Jakarta - Masyarakat Indonesia baru-baru ini berbondong-bondong turun ke jalan untuk melakukan demonstrasi sebagai respons terhadap seruan 'Peringatan Darurat'. Aksi ini dipicu oleh protes atas polemik revisi UU Pilkada di parlemen, yang kemudian dikecam sebagai tindakan inkonstitusional terhadap putusan Mahkamah Konstitusi.
Dalam konteks ini, penting untuk memahami bahwa Indonesia adalah negara yang menganut sistem demokrasi, di mana salah satu produk dari sistem tersebut adalah legalitas demonstrasi. Namun, tindakan demonstrasi ini juga menuai beragam pendapat di kalangan ulama. Ada yang menyatakan haram, ada yang halal, dan sebagainya.
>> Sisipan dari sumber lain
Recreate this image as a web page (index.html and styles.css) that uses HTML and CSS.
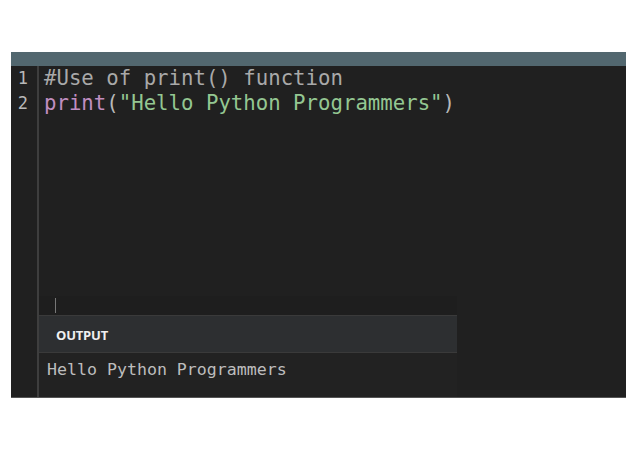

Jadi, bagaimana sebenarnya hukum demonstrasi dalam Islam? Mari kita simak penjelasan dari Gus Baha.
Hukum Demonstrasi dalam Islam Menurut Gus Baha
Gus Baha menjelaskan bahwa demonstrasi memiliki makna pokok berupa memperlihatkan. Dalam Islam, hukum demonstrasi itu sangat fleksibel; bisa saja diperbolehkan atau berujung pada keharaman. "Demonstrasi itu kan makna pokoknya itu memperlihatkan. Sehingga dalam Islam itu fleksibel. Asal tidak merugikan orang lain, tidak anarkis, dan tidak madharat bagi kelompok lain, tentu boleh," jelas Gus Baha.
Kiai asli Kragan Rembang, Jawa Tengah ini melanjutkan bahwa dalam negara demokrasi, warga negara sebaiknya menyuarakan aspirasinya. Jika tidak menyampaikan aspirasinya, itu malah bisa berujung pada kesalahan dalam bernegara. "Bahkan kalau kita tidak menyuarakan, tentunya dengan cara-cara yang Islami, itu kita malah disalahkan, karena berarti kita tidak ikut bertanggung jawab terhadap proses bernegara. Tapi harus disuarakan secara konstitusional dan secara baik," tukasnya.
Kontrol atas Segala Jenis Kekuatan
Mengutip surah Al-Baqarah ayat 251, Gus Baha menyatakan bahwa segala jenis kekuatan itu hendaknya ada yang mengontrolnya, dan bentuknya bisa bermacam-macam. "Karena di Al-Qur'an ada ayat 'wa laula daf'ullahin naasa ba'dlohum biba'dlin lafasadatil ardl (QS. Al-Baqarah: 251)'. Jadi kekuatan apapun itu harus dikontrol. Tentu kontrol itu macam-macam. Tapi saya ulangi lagi, jangan anarkis, jangan melakukan sesuatu yang kontra produktif," tegasnya.
Mengenai perbedaan pendapat tentang hukum melakukan demonstrasi, kiai yang juga Rais Syuriyah Pengurus Besar Nahdlatul Ulama (PBNU) ini mengatakan bahwa perbedaan itu sudah biasa dalam fiqih. "Kalau demo yang diharamkan oleh sebagian ulama itu adalah demo yang anarkis, sedangkan yang diperbolehkan itu maknanya yang tertib. Itu biasa di hukum fiqih," ungkapnya. "Artinya, kalau demonstrasi itu dengan makna mengutarakan pendapat, dengan cara yang dijamin konstitusi, itu kan normal-normal saja dan tidak ada masalah. Jadi saya rasa seperti itu," pungkasnya.